Records for this exercise ->
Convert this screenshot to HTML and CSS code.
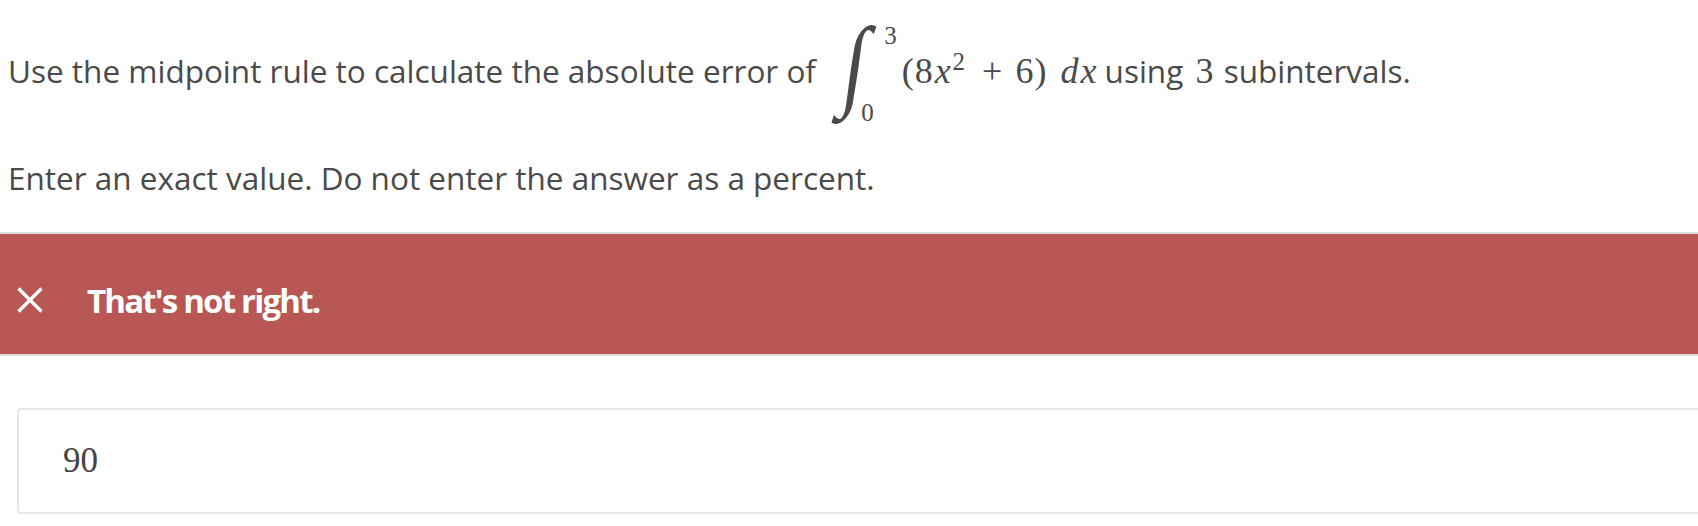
FILE: index.html
```html
<!DOCTYPE html>
<html>
<head>
<meta charset="utf-8">
<link rel="stylesheet" href="styles.css">
</head>
<body>
<div class="question">
  <p class="q1">Use the midpoint rule to calculate the absolute error of <span class="int"><span class="int-sign">∫</span><span class="lim-up">3</span><span class="lim-lo">0</span></span><span class="expr"><span class="m-lp">(</span><span class="m-8">8</span><i class="m-x1">x</i><sup class="m-sup">2</sup><span class="m-plus">+</span><span class="m-6">6</span><span class="m-rp">)</span><i class="m-d">d</i><i class="m-x2">x</i></span> using <span class="num">3</span> subintervals.</p>
  <p class="q2">Enter an exact value. Do not enter the answer as a percent.</p>
</div>
<div class="feedback">
  <svg class="x-icon" viewBox="0 0 26 26" width="26" height="26"><path d="M1.5 1.5 L24.5 24.5 M24.5 1.5 L1.5 24.5" stroke="#fff" stroke-width="3.2" fill="none"/></svg>
  <span class="fb-text">That's not right.</span>
</div>
<div class="answer-wrap">
  <div class="answer"><span class="answer-val">90</span></div>
</div>
</body>
</html>
```
FILE: styles.css
```css
html, body {
  margin: 0;
  padding: 0;
  background: #fff;
  overflow: hidden;
}
body {
  font-family: "Open Sans", sans-serif;
  color: #4a4a4a;
  width: 1698px;
}
.question {
  padding: 0 8px;
}
.q1 {
  margin: 0;
  padding-top: 6px;
  font-size: 31.5px;
  line-height: 130px;
  height: 130px;
  white-space: nowrap;
}
.int {
  display: inline-grid;
  grid-template-columns: 52px auto;
  grid-template-rows: 48px 48px;
  height: 96px;
  vertical-align: middle;
  margin-left: 8px;
  font-family: "Liberation Serif", serif;
  line-height: normal;
}
.int-sign {
  grid-row: 1 / 3;
  grid-column: 1;
  align-self: start;
  font-size: 101px;
  line-height: 73px;
  height: 96px;
  text-align: center;
  transform: translateX(-4px) skewX(-8deg) scaleX(0.82);
}
.lim-up {
  grid-row: 1;
  grid-column: 2;
  align-self: start;
  font-size: 25px;
  line-height: 25px;
  margin-top: -4px;
}
.lim-lo {
  grid-row: 2;
  grid-column: 2;
  align-self: end;
  font-size: 25px;
  line-height: 25px;
  margin-left: -23px;
  margin-bottom: -2px;
}
.expr, .num {
  font-family: "Liberation Serif", serif;
  font-size: 36px;
}
.expr {
  margin-left: 5px;
}
.expr i {
  font-style: italic;
}
.m-8 { margin-left: 1px; }
.m-x1 { margin-left: 2px; }
.m-sup {
  font-size: 25px;
  line-height: 0;
  vertical-align: 13px;
  margin-left: 2px;
}
.m-plus { margin-left: 17px; }
.m-6 { margin-left: 13px; }
.m-rp { margin-left: 1px; }
.m-d { margin-left: 14px; }
.m-x2 { margin-left: 2px; }
.num {
  margin: 0 2px 0 4px;
}
.q2 {
  margin: 20px 0 0 0;
  font-size: 31.5px;
  line-height: 1.4;
}
.feedback {
  margin-top: 32px;
  box-sizing: border-box;
  height: 124px;
  background: #b95755;
  border-top: 2px solid #dcdcdc;
  border-bottom: 2px solid #dcdcdc;
  display: flex;
  align-items: center;
  padding: 12px 0 0 17px;
  color: #fff;
}
.x-icon {
  display: block;
  flex: none;
}
.fb-text {
  margin-left: 44px;
  font-weight: 700;
  font-size: 33px;
  letter-spacing: -1.8px;
}
.answer-wrap {
  padding: 52px 0 0 17px;
}
.answer {
  width: 1720px;
  height: 102px;
  border: 2px solid #e6e6e6;
  border-radius: 4px;
  display: flex;
  align-items: center;
  padding-left: 44px;
  box-sizing: content-box;
}
.answer-val {
  font-family: "Liberation Serif", serif;
  font-size: 35px;
  color: #444;
}
```
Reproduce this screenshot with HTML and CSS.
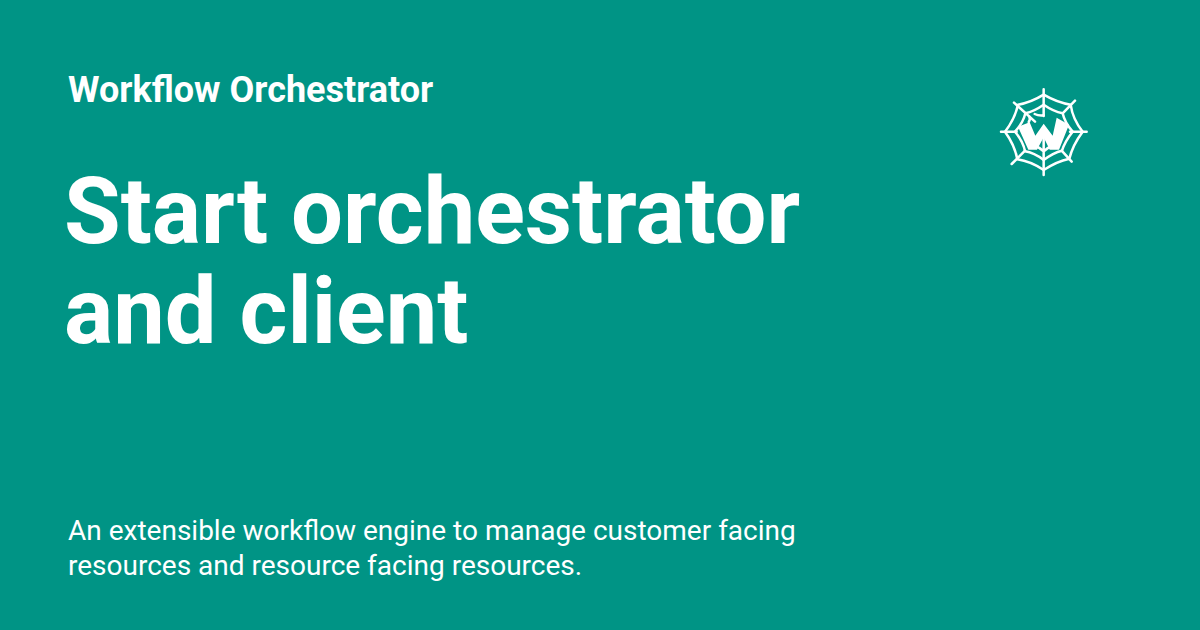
FILE: index.html
```html
<!DOCTYPE html>
<html lang="en">
<head>
<meta charset="utf-8">
<title>Start orchestrator and client</title>
<link rel="stylesheet" href="styles.css">
</head>
<body>
<main class="card">
  <header class="top">
    <div class="site">Workflow Orchestrator</div>
    <svg class="logo" viewBox="0 0 318 312" aria-hidden="true">
      <g class="web">
        <path d="M161 28V108M33 155H80M240 155H290M72 68L135 125M255 62L218 100M65 252L105 212M245 245L215 212"/>
        <path d="M161 44Q202 68 242 74Q248 118 278 155Q248 195 238 236Q200 244 161 270Q122 244 82 238Q74 195 45 155Q74 118 84 74Q122 68 161 44Z"/>
        <path d="M161 74Q190 94 218 100Q224 128 248 155Q224 185 216 212Q190 218 161 240Q132 218 105 214Q100 185 75 155Q100 128 106 100Q132 94 161 74Z"/>
        <path d="M161 106Q146 108 134 102M118 110Q122 118 116 126"/>
      </g>
      <path class="mark" d="M84 140L119 127L136 167L161 131L188 167L200 113L237 134L207 209L179 209L161 172L141 209L115 209Z"/>
      <path class="web" d="M161 172V285M136 198Q152 204 161 214Q170 204 186 198"/>
    </svg>
  </header>
  <h1 class="title">Start orchestrator and client</h1>
  <p class="desc">An extensible workflow engine to manage customer facing resources and resource facing resources.</p>
</main>
</body>
</html>
```
FILE: styles.css
```css
html, body { margin: 0; padding: 0; }
body { background: #009485; }
.card {
  box-sizing: border-box;
  width: 1200px;
  height: 630px;
  padding: 69px 112px 47px 68px;
  display: flex;
  flex-direction: column;
  font-family: Roboto, sans-serif;
  color: #fff;
  background: #009485;
  overflow: hidden;
}
.top {
  display: flex;
  justify-content: space-between;
  align-items: flex-start;
}
.site {
  font-size: 36px;
  font-weight: 700;
  line-height: 42px;
}
.logo {
  width: 106px;
  height: 104px;
  margin: 11px -8px 0 0;
  flex: none;
}
.web { fill: none; stroke: #fff; stroke-width: 7.5; stroke-linecap: round; stroke-linejoin: round; }
.mark { fill: #fff; }
.title {
  margin: -22px 0 0 -4px;
  width: 800px;
  font-size: 92px;
  font-weight: 700;
  line-height: 100px;
}
.desc {
  margin: auto 0 0;
  width: 760px;
  font-size: 28px;
  font-weight: 400;
  line-height: 35px;
}
```
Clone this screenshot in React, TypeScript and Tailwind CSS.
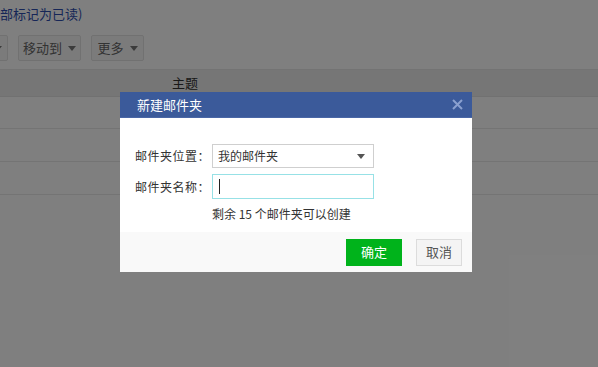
const font = { fontFamily: '"Noto Sans CJK SC", "Noto Sans", sans-serif' };

const Caret = ({ className = "" }: { className?: string }) => (
    <span
        className={`inline-block shrink-0 w-0 h-0 border-l-[4px] border-r-[4px] border-t-[5px] border-l-transparent border-r-transparent ${className}`}
    />
);

const ToolButton = ({ label, className = "" }: { label?: string; className?: string }) => (
    <div
        className={`flex shrink-0 items-center justify-center gap-[6px] h-[26px] border border-[#e2e2e2] rounded-[2px] bg-[#f7f7f7] text-[13px] text-[#666] whitespace-nowrap ${className}`}
    >
        {label}
        <Caret className="border-t-[#777]" />
    </div>
);

const Background = () => (
    <div className="w-full">
        <div className="h-[28px] pt-[5px] text-[13px] text-[#2d4dae] leading-[18px]">部标记为已读)</div>
        <div className="flex gap-[10px] pt-[7px] pb-[8px] border-b border-[#e6e6e6]">
            <ToolButton className="w-[40px] -ml-[32px] !justify-end pr-[5px]" />
            <ToolButton label="移动到" className="w-[63px]" />
            <ToolButton label="更多" className="w-[53px]" />
        </div>
        <div className="h-[27px] bg-[#ececec] border-b border-[#e2e2e2] text-[13px] text-[#333] flex items-center pl-[172px]">
            主题
        </div>
        <div className="h-[32px] border-b border-[#e8e8e8]" />
        <div className="h-[33px] border-b border-[#e8e8e8]" />
        <div className="h-[33px] border-b border-[#e8e8e8]" />
    </div>
);

const Dialog = () => (
    <div className="absolute left-[120px] top-[92px] w-[352px] bg-white">
        <div className="h-[26px] bg-[#3b5a9a] border-b border-[#4a67a6] flex items-center justify-between pl-[17px] pr-[9px]">
            <span className="text-[13px] text-white">新建邮件夹</span>
            <svg width="11" height="11" viewBox="0 0 11 11" className="text-[#8aa0cf]">
                <path d="M1 1 L10 10 M10 1 L1 10" stroke="currentColor" strokeWidth="2" />
            </svg>
        </div>
        <div className="pt-[26px] pb-[9px] pl-[15px] text-[12px] text-[#333]">
            <div className="flex items-center h-[24px]">
                <span className="w-[77px] tracking-[0.5px]">邮件夹位置：</span>
                <div className="w-[162px] h-[24px] border border-[#cfcfcf] flex items-center justify-between pl-[5px] pr-[8px]">
                    <span>我的邮件夹</span>
                    <Caret className="border-t-[#555]" />
                </div>
            </div>
            <div className="flex items-center h-[25px] mt-[6px]">
                <span className="w-[77px] tracking-[0.5px]">邮件夹名称：</span>
                <div className="w-[162px] h-[25px] border border-[#97e1e6] flex items-center pl-[6px]">
                    <span className="w-px h-[15px] bg-[#222]" />
                </div>
            </div>
            <div className="pl-[77px] mt-[6px] leading-[18px] text-[12px]">剩余 15 个邮件夹可以创建</div>
        </div>
        <div className="h-[40px] bg-[#f9f9f9] flex items-center justify-end gap-[14px] pr-[10px]">
            <button className="w-[56px] h-[27px] bg-[#00b31b] text-white text-[13px]">确定</button>
            <button className="w-[46px] h-[27px] bg-[#f4f4f4] border border-[#dcdcdc] text-[#555] text-[13px]">取消</button>
        </div>
    </div>
);

const App = () => (
    <div className="relative w-[598px] h-[367px] overflow-hidden bg-white" style={font}>
        <Background />
        <div className="absolute inset-0 bg-black/50" />
        <Dialog />
    </div>
);

export default App;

Aim ->
Identify and copy the lines holding the word "screenshot".

Response to the exercise ->
Convert this screenshot to HTML and CSS code.
Reproduce this screenshot with HTML and CSS.
Clone this screenshot in React, TypeScript and Tailwind CSS.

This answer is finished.